The three objects chosen for analyses are at the smaller end of the corpus of Zapotec effigy vessels, measuring 18 cm in height. They are kneeling female figures with their hands crossed over their chests. Each figure sports a different headdress that connects to lateral flanges with decoration. This type of seated posture for Zapotec effigies is common in the ancient canon, thus without the use of TL to determine their age it would be difficult to assess their authenticity based solely on connoisseurship. Employing high-definition 3D scan and point cloud processing software, we produced 3D scans of the entirety of the artefacts to obtain a better sense of the similarities and differences between urns in both their appearance and construction technique. We then focused our analysis on the faces of the effigy vessels to look for indications that the faces were made with a similar mold.
Structured light three-dimensional scanning measures the shape of an object using projected light patterns and a camera system. The scanning method works by projecting a sequence of narrow bands of light onto an object.

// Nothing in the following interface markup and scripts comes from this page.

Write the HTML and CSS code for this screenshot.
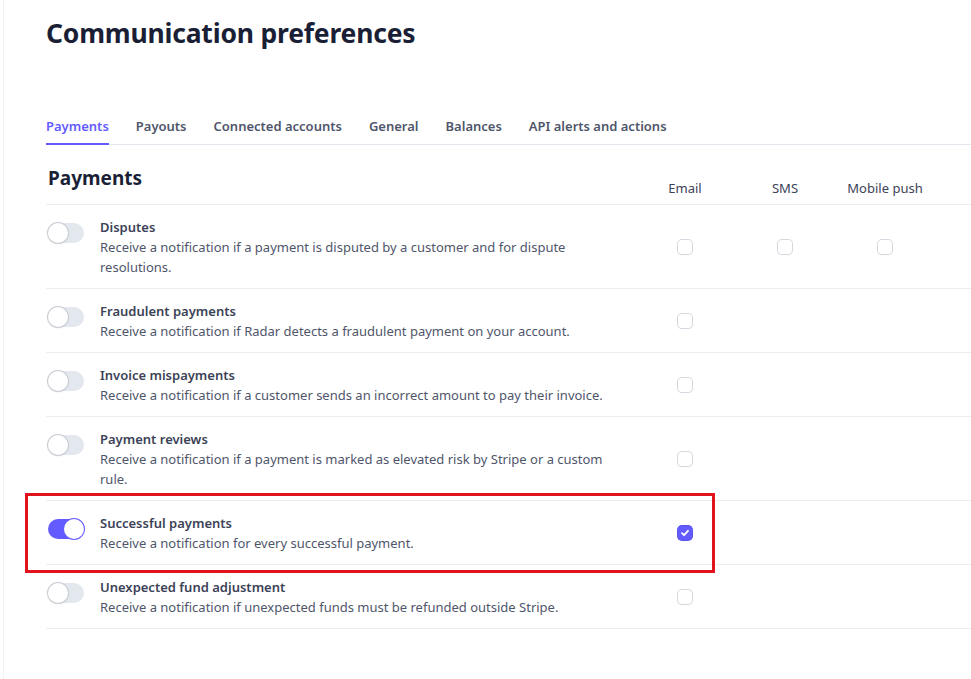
FILE: index.html
```html
<!DOCTYPE html>
<html>
<head>
    <title>Communication preferences</title>
    <link rel="stylesheet" href="styles.css">
</head>
<body>
    <div class="page">
        <h1 class="title">Communication preferences</h1>

        <nav class="tabs">
            <a class="tab active">Payments</a>
            <a class="tab">Payouts</a>
            <a class="tab">Connected accounts</a>
            <a class="tab">General</a>
            <a class="tab">Balances</a>
            <a class="tab">API alerts and actions</a>
        </nav>

        <div class="prefs">
            <div class="head">
                <h2 class="section">Payments</h2>
                <span class="col-label">Email</span>
                <span class="col-label">SMS</span>
                <span class="col-label">Mobile push</span>
            </div>

            <div class="row">
                <span class="toggle"></span>
                <div class="info">
                    <div class="name">Disputes</div>
                    <div class="desc">Receive a notification if a payment is disputed by a customer and for dispute resolutions.</div>
                </div>
                <span class="cell"><span class="check"></span></span>
                <span class="cell"><span class="check"></span></span>
                <span class="cell"><span class="check"></span></span>
            </div>

            <div class="row">
                <span class="toggle"></span>
                <div class="info">
                    <div class="name">Fraudulent payments</div>
                    <div class="desc">Receive a notification if Radar detects a fraudulent payment on your account.</div>
                </div>
                <span class="cell"><span class="check"></span></span>
            </div>

            <div class="row">
                <span class="toggle"></span>
                <div class="info">
                    <div class="name">Invoice mispayments</div>
                    <div class="desc">Receive a notification if a customer sends an incorrect amount to pay their invoice.</div>
                </div>
                <span class="cell"><span class="check"></span></span>
            </div>

            <div class="row">
                <span class="toggle"></span>
                <div class="info">
                    <div class="name">Payment reviews</div>
                    <div class="desc">Receive a notification if a payment is marked as elevated risk by Stripe or a custom rule.</div>
                </div>
                <span class="cell"><span class="check"></span></span>
            </div>

            <div class="row highlighted">
                <span class="toggle on"></span>
                <div class="info">
                    <div class="name">Successful payments</div>
                    <div class="desc">Receive a notification for every successful payment.</div>
                </div>
                <span class="cell">
                    <span class="check checked">
                        <svg width="10" height="10" viewBox="0 0 10 10"><path d="M2 5.2 L4.1 7.2 L8 2.8" fill="none" stroke="#fff" stroke-width="1.8" stroke-linecap="round" stroke-linejoin="round"/></svg>
                    </span>
                </span>
                <span class="red-box"></span>
            </div>

            <div class="row">
                <span class="toggle"></span>
                <div class="info">
                    <div class="name">Unexpected fund adjustment</div>
                    <div class="desc">Receive a notification if unexpected funds must be refunded outside Stripe.</div>
                </div>
                <span class="cell"><span class="check"></span></span>
            </div>
        </div>
    </div>
</body>
</html>
```

FILE: styles.css
```css
body { margin: 0; font-family: "Noto Sans", "Open Sans", sans-serif; color: #3c4257; background: #fff; }
.page { min-height: 679px; margin-left: 3px; border-left: 1px solid #f3f3f3; padding-left: 42px; box-sizing: border-box; }

.title { margin: 0; padding-top: 15px; font-size: 26.5px; line-height: 36px; font-weight: 700; color: #1a1f36; letter-spacing: -0.2px; }

.tabs { display: flex; gap: 27px; margin-top: 65px; border-bottom: 1px solid #e3e8ee; }
.tab { font-size: 13px; line-height: 20px; font-weight: 600; color: #4f566b; padding-bottom: 7px; margin-bottom: -1px; border-bottom: 2px solid transparent; }
.tab.active { color: #635bff; border-bottom-color: #635bff; }

.prefs { display: flex; flex-direction: column; }
.head, .row { display: grid; grid-template-columns: 54px 535px 100px 100px 100px; border-bottom: 1px solid #ebeef1; }
.head { height: 59px; align-items: end; }
.section { grid-column: 1 / 3; margin: 0 0 14px 2px; font-size: 19px; line-height: 24px; font-weight: 700; color: #1a1f36; }
.col-label { text-align: center; font-size: 13px; line-height: 20px; color: #3c4257; padding-bottom: 6px; }

.row { position: relative; padding: 12px 0 11px; }
.toggle { position: relative; width: 36px; height: 20px; margin: 6px 0 0 2px; border-radius: 10px; background: #e3e8ee; box-sizing: border-box; }
.toggle::after { content: ""; position: absolute; left: 0; top: 0; width: 20px; height: 20px; border-radius: 50%; background: #fff; box-shadow: 0 0 0 1px #c8ccd3, 0 1px 2px rgba(0,0,0,0.12); box-sizing: border-box; }
.toggle.on { background: #635bff; }
.toggle.on::after { left: 16px; box-shadow: 0 0 0 1px #635bff; }

.info { padding-right: 15px; font-size: 13px; line-height: 20px; }
.name { font-weight: 600; color: #3c4257; }
.desc { color: #4f566b; }

.cell { display: flex; align-items: center; justify-content: center; }
.check { display: flex; align-items: center; justify-content: center; width: 14px; height: 14px; border-radius: 4px; background: #fff; box-shadow: 0 0 0 1px #d5d9df, 0 1px 1px rgba(0,0,0,0.1); }
.check.checked { background: #635bff; box-shadow: 0 0 0 1px #5851ea; }

.red-box { position: absolute; left: -21px; top: -8px; width: 690px; height: 80px; border: 3px solid #e0141e; box-sizing: border-box; pointer-events: none; }
```
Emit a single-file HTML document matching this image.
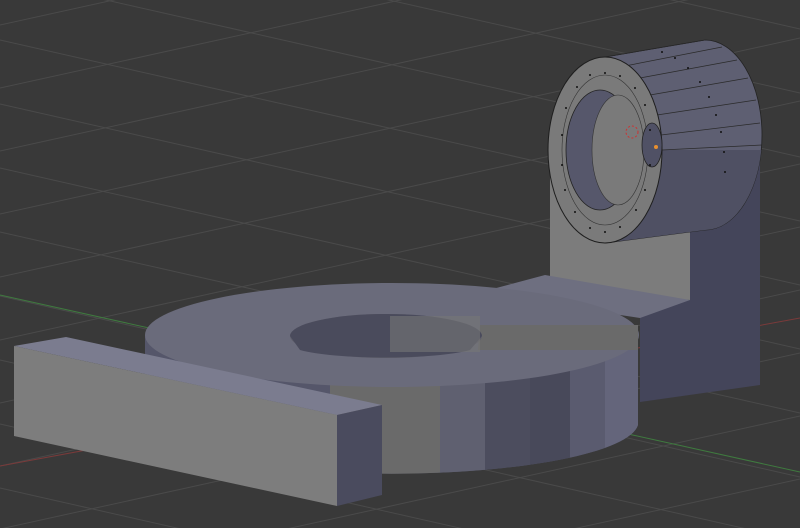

The curvature of the object distorts the bands from the perspective of the light source, and the shape of the object can be rendered by a geometric reconstruction. Error ranges vary depending on the size of the objects, equipment used, and other factors, but can be as low as 10 micrometres (0.00039 in) (Chen et al. 2015).
The three forged Zapotec urns discussed in this article were scanned in the fall of 2020 using a HP 3D Structured Light Scanner Pro S3 that was operated using David laser scanning software. After calibration, the process began by first scanning, and then removing, the background around each urn. The urn was then scanned through a full 360° angle, with a total of 16 scans taken as it rotated on the turntable. After the scans were cleaned for unwanted noise around the object, the scans’ texture and surface features were used to complete a global fine registration to align all scans. To fill in small holes in the aligned scans, the “fill holes” function was run at 0.1% to create a fused scan: the three-dimensional model of the urn that could then be exported to other programs.

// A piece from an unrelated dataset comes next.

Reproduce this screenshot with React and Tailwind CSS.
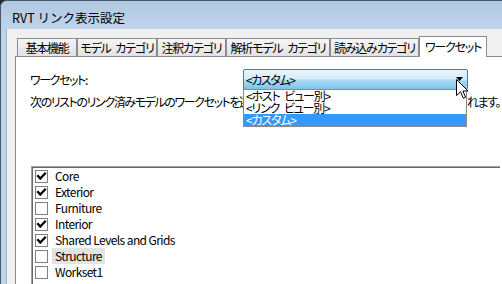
const tabs = [
  { label: "基本機能", w: "w-[60px]" },
  { label: "モデル\u2002カテゴリ", w: "w-[80px]" },
  { label: "注釈カテゴリ", w: "w-[69px]" },
  { label: "解析モデル\u2002カテゴリ", w: "w-[104px]" },
  { label: "読み込みカテゴリ", w: "w-[89px]" },
];

const items = [
  { name: "Core", checked: true },
  { name: "Exterior", checked: true },
  { name: "Furniture", checked: false },
  { name: "Interior", checked: true },
  { name: "Shared Levels and Grids", checked: true },
  { name: "Structure", checked: false, focus: true },
  { name: "Workset1", checked: false },
];

function Check({ checked }) {
  return (
    <div className="w-[13px] h-[13px] shrink-0 border border-[#7f7f7f] bg-white">
      {checked && (
        <svg width="11" height="11" viewBox="0 0 11 11" className="block">
          <polyline points="2,5 4.3,7.6 9,2.6" fill="none" stroke="#000" strokeWidth="2.2" strokeLinecap="square" />
        </svg>
      )}
    </div>
  );
}

export default function App() {
  return (
    <div className="w-[502px] h-[284px] overflow-hidden bg-[#2b2b2b] font-['Noto_Sans_CJK_JP','Noto_Sans',sans-serif] text-black text-[12px] [font-feature-settings:'palt']">
      <div className="h-full flex flex-col rounded-tl-[7px] border-t border-l border-[#4a5868] bg-[#bcd3ea] overflow-hidden">
        <div className="h-[28px] shrink-0 flex items-center pl-[11px] pt-[5px] bg-gradient-to-b from-[#b0c9e3] to-[#bfd4ea]">
          <span className="text-[12.5px] leading-[14px] [font-feature-settings:normal] whitespace-nowrap">RVT リンク表示設定</span>
        </div>
        <div className="flex-1 ml-[5px] flex flex-col bg-[#f0f0f0] border-l border-[#a3b5c8] pl-[8px] pt-[7px]">
          <div className="h-[20px] flex items-end pl-[2px] shrink-0">
            {tabs.map((t) => (
              <div
                key={t.label}
                className={`${t.w} h-[18px] shrink-0 flex items-center justify-center border-t border-l border-r border-[#898c95] bg-gradient-to-b from-[#f6f6f6] to-[#e2e2e2] leading-[12px] whitespace-nowrap tracking-[-1.2px]`}
              >
                {t.label}
              </div>
            ))}
            <div className="w-[68px] h-[21px] mb-[-1px] relative z-10 shrink-0 flex items-center justify-center border-t border-l border-r border-[#898c95] bg-white leading-[12px] whitespace-nowrap pb-[1px] tracking-[-1.2px]">
              ワークセット
            </div>
          </div>
          <div className="flex-1 flex flex-col border-t border-l border-[#898c95] bg-white pl-[14px] pr-[2px] pt-[12px]">
            <div className="flex items-center h-[21px] relative z-20">
              <div className="w-[213px] shrink-0 leading-[12px] whitespace-nowrap tracking-[-1.4px]">ワークセット:</div>
              <div className="relative w-[225px] h-[21px] shrink-0 border border-[#3c7fb1] rounded-[2px] bg-[linear-gradient(to_bottom,#eaf6fd_0%,#d3edfa_45%,#a9dbf6_55%,#7ec3ea_100%)] flex items-center pl-[2px]">
                <span className="leading-[12px] whitespace-nowrap tracking-[-1.4px]">&lt;カスタム&gt;</span>
                <svg width="7" height="4" viewBox="0 0 7 4" className="absolute left-[212px] top-[7px]">
                  <polygon points="0,0 7,0 3.5,4" fill="#000" />
                </svg>
                <div className="absolute left-[-1px] top-[19px] w-[224px] border border-[#8a8a8a] bg-white flex flex-col tracking-[-1.2px]">
                  <div className="h-[12px] leading-[12px] pl-[2px] whitespace-nowrap">&lt;ホスト{"\u2002"}ビュー別&gt;</div>
                  <div className="h-[12px] leading-[12px] pl-[2px] whitespace-nowrap">&lt;リンク{"\u2002"}ビュー別&gt;</div>
                  <div className="h-[12px] leading-[12px] pl-[2px] whitespace-nowrap bg-[#3399ff] text-white">&lt;カスタム&gt;</div>
                </div>
                <svg width="13" height="21" viewBox="0 0 13 21" className="absolute left-[212px] top-[9px] z-30">
                  <polygon
                    points="0.5,0.5 0.5,16.5 4.5,12.8 7.3,19.3 9.6,18.3 6.9,12 12,12"
                    fill="#fff"
                    stroke="#000"
                    strokeWidth="1"
                    strokeLinejoin="miter"
                  />
                </svg>
              </div>
            </div>
            <div className="flex mt-[6px] h-[12px] leading-[12px] tracking-[-1.4px]">
              <span className="flex-1 min-w-0 overflow-hidden whitespace-nowrap">次のリストのリンク済みモデルのワークセットを選択してください。選択したワークセットが開か</span>
              <span className="shrink-0 whitespace-nowrap">れます。</span>
            </div>
            <div className="flex-1 mt-[58px] ml-[1px] border-t border-l border-[#a0a0a0] flex flex-col">
              <div className="flex-1 border-t border-l border-[#696969] pl-[2px] flex flex-col">
                {items.map((it) => (
                  <div key={it.name} className="h-[16px] flex items-center gap-[4px]">
                    <Check checked={it.checked} />
                    <span className={`h-[16px] leading-[16px] px-[3px] whitespace-nowrap tracking-[-0.6px] ${it.focus ? "bg-[#e3e3e3]" : ""}`}>
                      {it.name}
                    </span>
                  </div>
                ))}
              </div>
            </div>
          </div>
        </div>
      </div>
    </div>
  );
}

The scanning process was repeated until a three-dimensional model was generated for each of the three forged Zapotec urns. The models were visually compared to the actual urns to ensure accuracy. Photographs were also taken of each urn, focusing on the face where we suspected that the same mold was used across the three objects (Figures 3, 4, 5). The object file format (.obj) represents three-dimensional shapes as a series of vertices along with texture information to allow the surface colours to be displayed if required. Object files are widely used by 3D graphics application programs, including CloudCompare. In this case, only the surface morphology in the form of a mesh was used for comparative analysis.
CloudCompare is open-access software originally designed to manipulate and analyze large point clouds generated by terrestrial laser scanners (Girardeau-Montaut 2006). Initial applications of this software within the energy and geology industries have expanded to include forensic analysis (Fournier et al. 2019; Miranda et al. 2018), building conservation (Valero et al. 2018, 2019), and, more recently, archaeology (Poux et al. 2017). Apart from point clouds, CloudCompare is able to analyse triangular mesh data in a variety of file formats (.ply, .obj, .stl, .off, .fbx) that are common outputs of photogrammetric modelling or structured light scanning.

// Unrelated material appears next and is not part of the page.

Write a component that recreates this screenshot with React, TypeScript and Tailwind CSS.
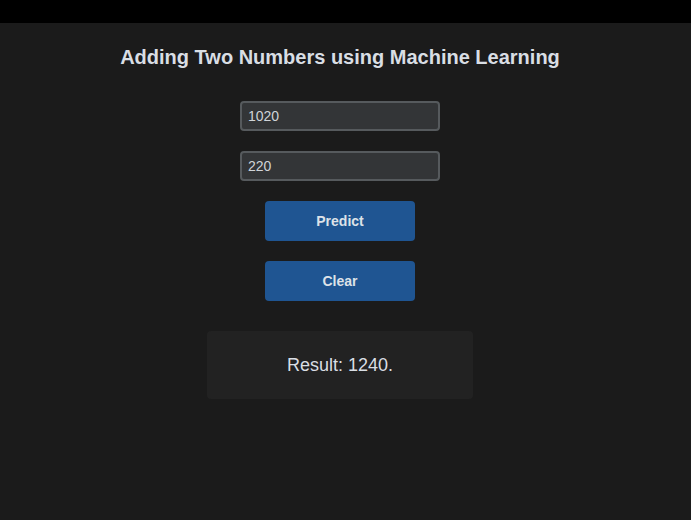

The three SLS models were of a sufficiently high resolution to allow both coarse-grained comparison between the vessels in their entirety and more fine-grained comparisons of parts of the urns. In this case, we chose to more closely study the face because of the similarities seen as a result of the more coarse-grained comparisons. For this fine-grained comparison, the .obj models of each vessel were inspected using MeshLab, an open-access 3D modelling software, to isolate the facial areas of interest from the rest of the model prior to importation into CloudCompare. With the same regions of each model extracted and saved in a .ply (Polygon Line format or Stanford Triangle Format) file format, the resulting mesh was imported into CloudCompare. The .ply and .obj files generated during the project are permanently stored at the Royal Ontario Museum and available upon request.
Three separate analyses were conducted to cover all possible comparative permutations: 1) 917.4.112 to 917.4.116, 2) 917.4.112 to 917.4.34 and 3) 917.4.116 to 917.4.34. Each of these comparative analyses were conducted in the same fashion, first by loading two meshes to CloudCompare and second, by automatically aligning the two meshes using the Fine Registration (ICP) tool. This step assumes that both meshes are already roughly registered in the same coordinate space, are of the similar scale and that they both represent variations of the same object. Once aligned, the absolute difference between each pair of meshes was calculated using the Cloud/Mesh (C2M) Distance tool.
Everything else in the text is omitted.